Abstract

Traditional marriage practices, following Anglican canon law, were codified in Lord Hardwicke’s Marriage Act of 1753, which was presumed to prevent so-called clandestine marriages and to protect the estates of the landed gentry. The social pressures and practices that prescribed, as well as those that resulted from, the marriage act and the marriage market are reflected in much of the fiction of the period, including Daniel Defoe’s Roxana, Sarah Fielding’s The Adventures of David Simple, Sarah Scott’s Millenium Hall, and Frances Burney’s Cecilia. These fictional works reveal a progression in thought about credit and a woman’s place in the market economy. Jane Austen’s novels would eventually extend and complicate this discussion about the importance of a woman’s credit in setting her value on the marriage market. Other writing of the period also addresses how women’s education and behavior helps to determine a woman’s intrinsic and expressed value.

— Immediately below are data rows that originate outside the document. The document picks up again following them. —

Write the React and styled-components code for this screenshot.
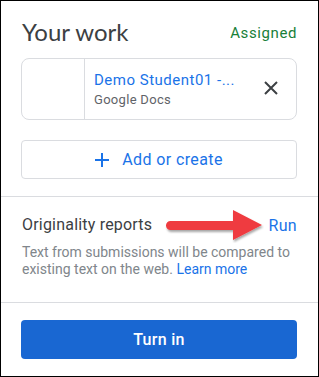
import React from "react";
import styled, { createGlobalStyle } from "styled-components";

const GlobalStyle = createGlobalStyle`
  body {
    margin: 0;
    background: #fff;
    font-family: Roboto, "Liberation Sans", sans-serif;
  }
`;

const Panel = styled.div`
  width: 319px;
  height: 377px;
  box-sizing: border-box;
  border: 1px solid #000;
  background: #fff;
  display: flex;
  flex-direction: column;
`;

const Section = styled.div`
  padding: 0 21px 0 20px;
  border-bottom: ${(p) => (p.$divider ? "1px solid #dadce0" : "none")};
`;

const HeaderRow = styled.div`
  display: flex;
  justify-content: space-between;
  align-items: center;
  padding-top: 16px;
`;

const Title = styled.h2`
  margin: 0;
  font-family: Lato, "Open Sans", sans-serif;
  font-weight: 400;
  font-size: 24px;
  line-height: 30px;
  color: #3c4043;
  padding-left: 1px;
`;

const Status = styled.span`
  font-size: 15px;
  font-weight: 400;
  color: #188038;
  letter-spacing: 0.6px;
  margin-top: 2px;
`;

const FileCard = styled.div`
  margin-top: 11px;
  height: 62px;
  box-sizing: border-box;
  border: 1px solid #dadce0;
  border-radius: 8px;
  display: flex;
  align-items: stretch;
  overflow: hidden;
`;

const Thumb = styled.div`
  width: 62px;
  border-right: 1px solid #dadce0;
`;

const FileInfo = styled.div`
  flex: 1;
  min-width: 0;
  padding: 12px 0 0 9px;
`;

const FileName = styled.div`
  font-size: 15px;
  font-weight: 400;
  color: #1a73e8;
  letter-spacing: 0.5px;
  white-space: nowrap;
  line-height: 18px;
`;

const FileType = styled.div`
  font-size: 13px;
  color: #5f6368;
  line-height: 16px;
  margin-top: 3px;
  letter-spacing: 0.3px;
`;

const IconButton = styled.button`
  width: 50px;
  border: none;
  background: none;
  padding: 0 0 2px;
  display: flex;
  align-items: center;
  justify-content: center;
`;

const AddButton = styled.button`
  margin: 20px 0 17px;
  width: 100%;
  height: 39px;
  box-sizing: border-box;
  border: 1px solid #dadce0;
  border-radius: 4px;
  background: #fff;
  display: flex;
  align-items: center;
  justify-content: center;
  gap: 13px;
  font-family: Roboto, sans-serif;
  font-size: 16px;
  font-weight: 400;
  color: #1a73e8;
  letter-spacing: 0.4px;
  padding: 0;
`;

const ReportRow = styled.div`
  display: flex;
  align-items: center;
  justify-content: space-between;
  margin-top: 10px;
  height: 36px;
`;

const ReportLabel = styled.span`
  font-size: 16px;
  line-height: 20px;
  color: #3c4043;
  letter-spacing: 0.2px;
  padding-left: 1px;
`;

const RunLink = styled.span`
  display: flex;
  align-items: center;
  gap: 5px;
  font-size: 16px;
  font-weight: 400;
  color: #1a73e8;
  letter-spacing: 0.3px;
`;

const Note = styled.p`
  margin: 1px 0 0;
  padding: 0 0 24px 1px;
  font-size: 14px;
  line-height: 17px;
  color: #80868b;
  letter-spacing: 0;
`;

const Link = styled.span`
  color: #1a73e8;
`;

const TurnIn = styled.button`
  margin-top: 17px;
  width: 100%;
  height: 39px;
  border: none;
  border-radius: 4px;
  background: #1967d2;
  color: #fff;
  font-family: Roboto, sans-serif;
  font-size: 16px;
  font-weight: 500;
  letter-spacing: 0.3px;
`;

const Arrow = () => (
  <svg width="100" height="36" viewBox="0 0 100 36">
    <defs>
      <filter id="sh" x="-10%" y="-20%" width="130%" height="160%">
        <feDropShadow dx="1" dy="2" stdDeviation="1.2" floodColor="#000" floodOpacity="0.35" />
      </filter>
    </defs>
    <path
      d="M6.5 14 H69 V3 L98 18 L69 33 V23 H6.5 A4.5 4.5 0 0 1 6.5 14 Z"
      fill="#ef3b3f"
      filter="url(#sh)"
    />
  </svg>
);

export default function App() {
  return (
    <>
      <GlobalStyle />
      <Panel>
        <Section $divider>
          <HeaderRow>
            <Title>Your work</Title>
            <Status>Assigned</Status>
          </HeaderRow>
          <FileCard>
            <Thumb />
            <FileInfo>
              <FileName>Demo Student01 -...</FileName>
              <FileType>Google Docs</FileType>
            </FileInfo>
            <IconButton aria-label="Remove">
              <svg width="14" height="14" viewBox="0 0 14 14">
                <path d="M1 1 L13 13 M13 1 L1 13" stroke="#3c4043" strokeWidth="2" />
              </svg>
            </IconButton>
          </FileCard>
          <AddButton>
            <svg width="14" height="14" viewBox="0 0 14 14">
              <path d="M7 0 V14 M0 7 H14" stroke="#1a73e8" strokeWidth="2" />
            </svg>
            Add or create
          </AddButton>
        </Section>
        <Section $divider>
          <ReportRow>
            <ReportLabel>Originality reports</ReportLabel>
            <RunLink>
              <Arrow />
              Run
            </RunLink>
          </ReportRow>
          <Note>
            Text from submissions will be compared to existing text on the web.{" "}
            <Link>Learn more</Link>
          </Note>
        </Section>
        <Section>
          <TurnIn>Turn in</TurnIn>
        </Section>
      </Panel>
    </>
  );
}
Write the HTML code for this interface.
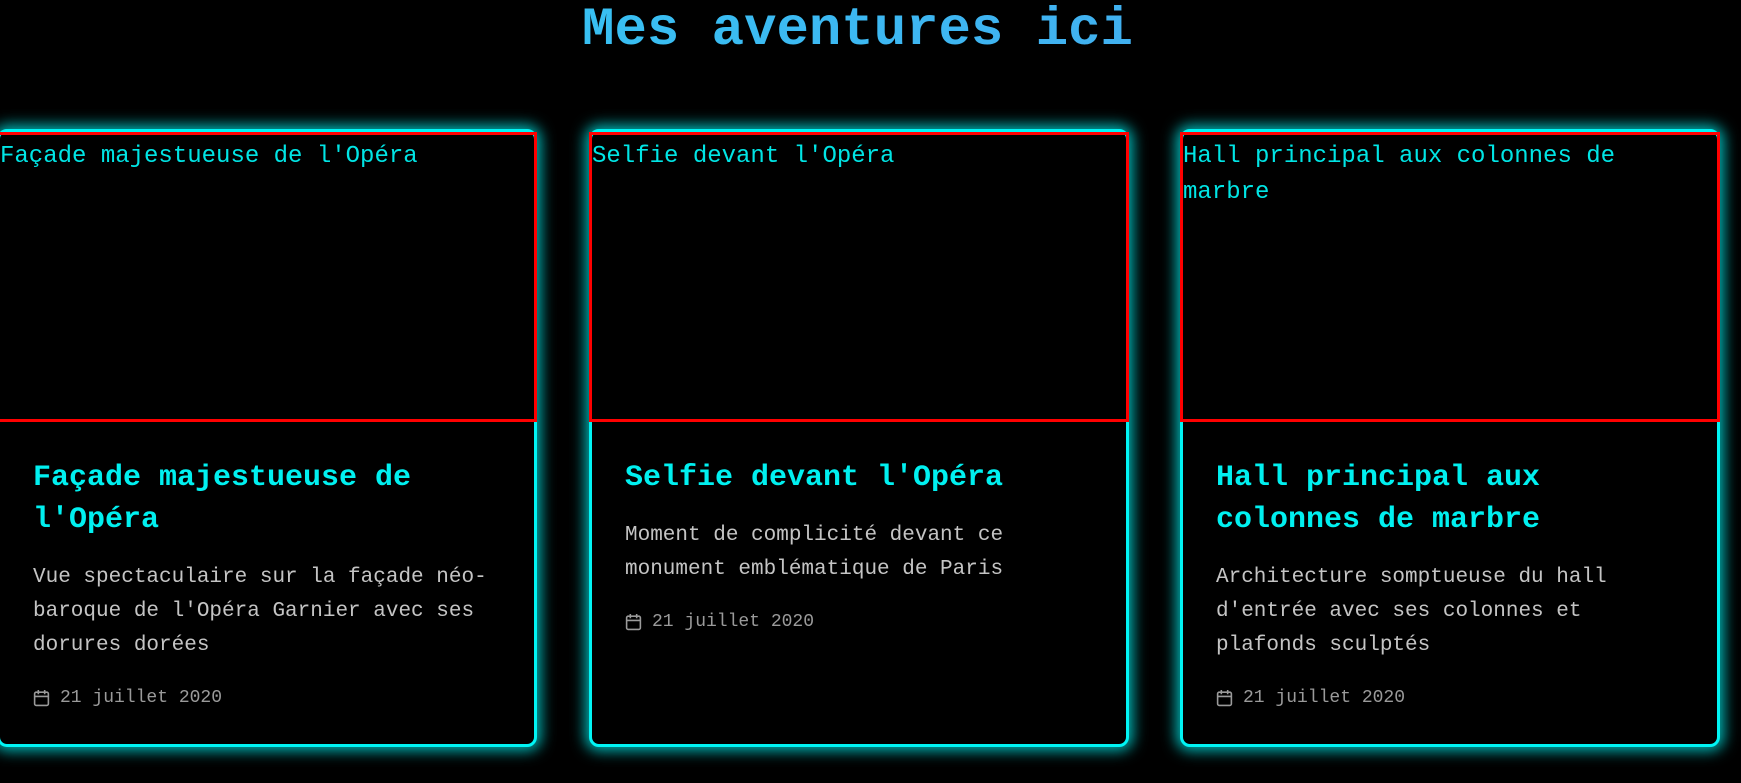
<!DOCTYPE html>
<html><head><meta charset="utf-8"><style>
html,body{margin:0;padding:0;background:#000;width:1741px;height:783px;overflow:hidden;font-family:"Liberation Mono","Courier New",monospace}
h1{position:absolute;top:2px;left:-13px;width:1741px;margin:0;text-align:center;font-size:54px;line-height:58px;font-weight:bold;color:#3cbaf2;background:linear-gradient(90deg,#2fd0f5,#4aa0ee);-webkit-background-clip:text;background-clip:text;-webkit-text-fill-color:transparent}
.card{position:absolute;top:129px;width:540px;height:618px;border:3px solid #00f5f5;border-radius:10px;box-shadow:0 0 14px 4px rgba(0,240,240,.75);background:#000;box-sizing:border-box}
.img{position:absolute;left:-3px;top:0;width:540px;height:290px;border:3px solid #ff0000;box-sizing:border-box;color:#00e5e5;font-size:24px;line-height:36px;padding:4px 30px 0 0}
.body{position:absolute;top:325px;left:33px;right:33px}
h2{margin:0;font-size:30px;line-height:42px;color:#00f0f0;font-weight:bold}
p{margin:20px 0 0;font-size:21px;line-height:34px;color:#c4c4c4}
.date{margin-top:25px;font-size:18px;color:#9a9a9a;display:flex;align-items:center;gap:10px}
</style></head><body>
<h1>Mes aventures ici</h1>

<div class="card" style="left:-3px">
<div class="img">Façade majestueuse de l'Opéra</div>
<div class="body">
<h2>Façade majestueuse de l'Opéra</h2>
<p>Vue spectaculaire sur la façade néo-baroque de l'Opéra Garnier avec ses dorures dorées</p>
<div class="date"><svg width="17" height="18" viewBox="0 0 16 17" fill="none" stroke="#9a9a9a" stroke-width="1.5"><rect x="1.5" y="3" width="13" height="12.5" rx="1.5"/><path d="M1.5 7h13M5 1v4M11 1v4"/></svg>21 juillet 2020</div>
</div></div>

<div class="card" style="left:589px">
<div class="img">Selfie devant l'Opéra</div>
<div class="body">
<h2>Selfie devant l'Opéra</h2>
<p>Moment de complicité devant ce monument emblématique de Paris</p>
<div class="date"><svg width="17" height="18" viewBox="0 0 16 17" fill="none" stroke="#9a9a9a" stroke-width="1.5"><rect x="1.5" y="3" width="13" height="12.5" rx="1.5"/><path d="M1.5 7h13M5 1v4M11 1v4"/></svg>21 juillet 2020</div>
</div></div>

<div class="card" style="left:1180px">
<div class="img">Hall principal aux colonnes de marbre</div>
<div class="body">
<h2>Hall principal aux colonnes de marbre</h2>
<p>Architecture somptueuse du hall d'entrée avec ses colonnes et plafonds sculptés</p>
<div class="date"><svg width="17" height="18" viewBox="0 0 16 17" fill="none" stroke="#9a9a9a" stroke-width="1.5"><rect x="1.5" y="3" width="13" height="12.5" rx="1.5"/><path d="M1.5 7h13M5 1v4M11 1v4"/></svg>21 juillet 2020</div>
</div></div>
</body></html>
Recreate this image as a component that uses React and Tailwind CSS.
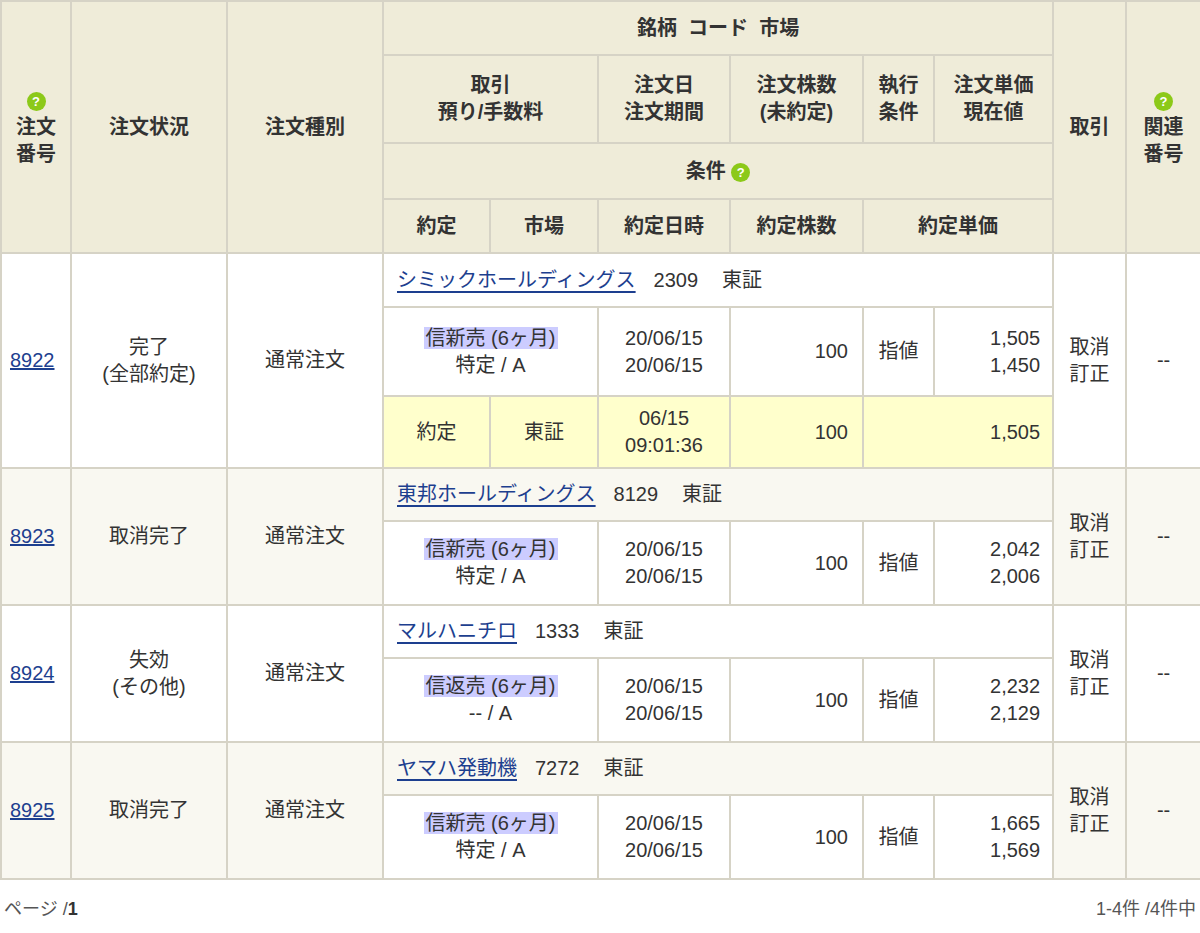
const Q = () => (
  <span className="inline-flex items-center justify-center w-[19px] h-[19px] rounded-full bg-[#8cc919] text-white text-[13px] font-bold leading-none align-middle">?</span>
);

const rows = [
  { no: "8922", status: ["完了", "(全部約定)"], name: "シミックホールディングス", code: "2309", kind: "信新売 (6ヶ月)", acct: "特定 / A", qty: "100", p1: "1,505", p2: "1,450", bg: "bg-white", fill: true },
  { no: "8923", status: ["取消完了"], name: "東邦ホールディングス", code: "8129", kind: "信新売 (6ヶ月)", acct: "特定 / A", qty: "100", p1: "2,042", p2: "2,006", bg: "bg-[#f9f8f1]" },
  { no: "8924", status: ["失効", "(その他)"], name: "マルハニチロ", code: "1333", kind: "信返売 (6ヶ月)", acct: "-- / A", qty: "100", p1: "2,232", p2: "2,129", bg: "bg-white" },
  { no: "8925", status: ["取消完了"], name: "ヤマハ発動機", code: "7272", kind: "信新売 (6ヶ月)", acct: "特定 / A", qty: "100", p1: "1,665", p2: "1,569", bg: "bg-[#f9f8f1]" },
];

const B = "border-2 border-[#d6d3c6]";
const H = `${B} bg-[#efecd9] font-bold text-center`;

export default function App() {
  return (
    <div className="w-[1200px] bg-white text-[#333] text-[20px] leading-[27px]" style={{ fontFamily: '"Liberation Sans","Noto Sans CJK JP",sans-serif' }}>
      <table className="border-collapse table-fixed w-[1200px]">
        <colgroup>
          <col className="w-[70px]" /><col className="w-[156px]" /><col className="w-[156px]" />
          <col className="w-[107px]" /><col className="w-[108px]" /><col className="w-[132px]" />
          <col className="w-[133px]" /><col className="w-[71px]" /><col className="w-[119px]" />
          <col className="w-[73px]" /><col className="w-[75px]" />
        </colgroup>
        <thead>
          <tr className="h-[54px]">
            <th rowSpan={4} className={H}><div><Q /></div>注文<br />番号</th>
            <th rowSpan={4} className={H}>注文状況</th>
            <th rowSpan={4} className={H}>注文種別</th>
            <th colSpan={6} className={H}>銘柄&nbsp;&nbsp;コード&nbsp;&nbsp;市場</th>
            <th rowSpan={4} className={H}>取引</th>
            <th rowSpan={4} className={H}><div><Q /></div>関連<br />番号</th>
          </tr>
          <tr className="h-[88px]">
            <th colSpan={2} className={H}>取引<br />預り/手数料</th>
            <th className={H}>注文日<br />注文期間</th>
            <th className={H}>注文株数<br />(未約定)</th>
            <th className={H}>執行<br />条件</th>
            <th className={H}>注文単価<br />現在値</th>
          </tr>
          <tr className="h-[56px]">
            <th colSpan={6} className={H}>条件 <Q /></th>
          </tr>
          <tr className="h-[54px]">
            <th className={H}>約定</th>
            <th className={H}>市場</th>
            <th className={H}>約定日時</th>
            <th className={H}>約定株数</th>
            <th colSpan={2} className={H}>約定単価</th>
          </tr>
        </thead>
        <tbody>
          {rows.map((r) => {
            const span = r.fill ? 3 : 2;
            return [
              <tr key={r.no + "a"} className={r.fill ? "h-[54px]" : "h-[53px]"}>
                <td rowSpan={span} className={`${B} ${r.bg} pl-[8px]`}><a className="text-[#1d3f8f] underline">{r.no}</a></td>
                <td rowSpan={span} className={`${B} ${r.bg} text-center`}>{r.status.map((s) => <div key={s}>{s}</div>)}</td>
                <td rowSpan={span} className={`${B} ${r.bg} text-center`}>通常注文</td>
                <td colSpan={6} className={`${B} ${r.bg} pl-[13px]`}>
                  <a className="text-[#1d3f8f] underline underline-offset-4">{r.name}</a>
                  <span className="ml-[18px]">{r.code}</span>
                  <span className="ml-[24px]">東証</span>
                </td>
                <td rowSpan={span} className={`${B} ${r.bg} text-center`}>取消<br />訂正</td>
                <td rowSpan={span} className={`${B} ${r.bg} text-center`}>--</td>
              </tr>,
              <tr key={r.no + "b"} className={r.fill ? "h-[89px]" : "h-[84px]"}>
                <td colSpan={2} className={`${B} bg-white text-center`}>
                  <span className="bg-[#ccccff] px-[2px]">{r.kind}</span><br />{r.acct}
                </td>
                <td className={`${B} bg-white text-center`}>20/06/15<br />20/06/15</td>
                <td className={`${B} bg-white text-right pr-[14px]`}>{r.qty}</td>
                <td className={`${B} bg-white text-center`}>指値</td>
                <td className={`${B} bg-white text-right pr-[12px]`}>{r.p1}<br />{r.p2}</td>
              </tr>,
              r.fill && (
                <tr key={r.no + "c"} className="h-[72px] bg-[#ffffcc]">
                  <td className={`${B} text-center`}>約定</td>
                  <td className={`${B} text-center`}>東証</td>
                  <td className={`${B} text-center`}>06/15<br />09:01:36</td>
                  <td className={`${B} text-right pr-[14px]`}>100</td>
                  <td colSpan={2} className={`${B} text-right pr-[12px]`}>1,505</td>
                </tr>
              ),
            ];
          })}
        </tbody>
      </table>
      <div className="flex justify-between px-[4px] pt-[16px] text-[18px] text-[#555]">
        <span>ページ /<b className="text-[#333]">1</b></span>
        <span>1-4件 /4件中</span>
      </div>
    </div>
  );
}
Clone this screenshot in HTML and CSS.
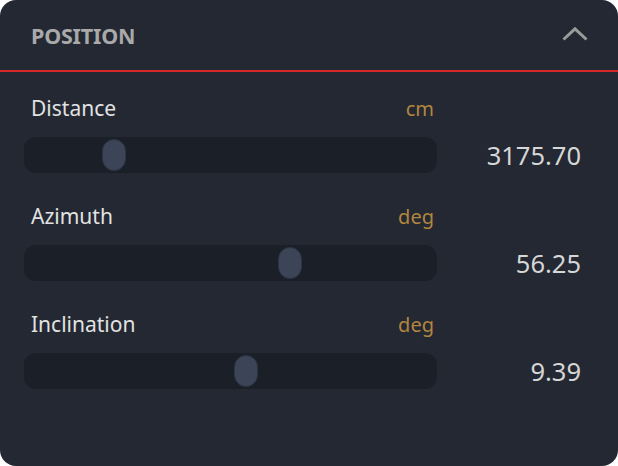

Assumptions about education and behavior in Jane Austen’s novels were likely informed by conduct tracts written by Mary Wollstonecraft, John Gregory, James Fordyce, Hannah More, and Hester Chapone. As revealed in the novels of credit and various treatises on women’s education, a woman’s value was largely determined by her behavior. Even if she had high expressed value, her credit might be damaged with transgressive or even immoral behavior.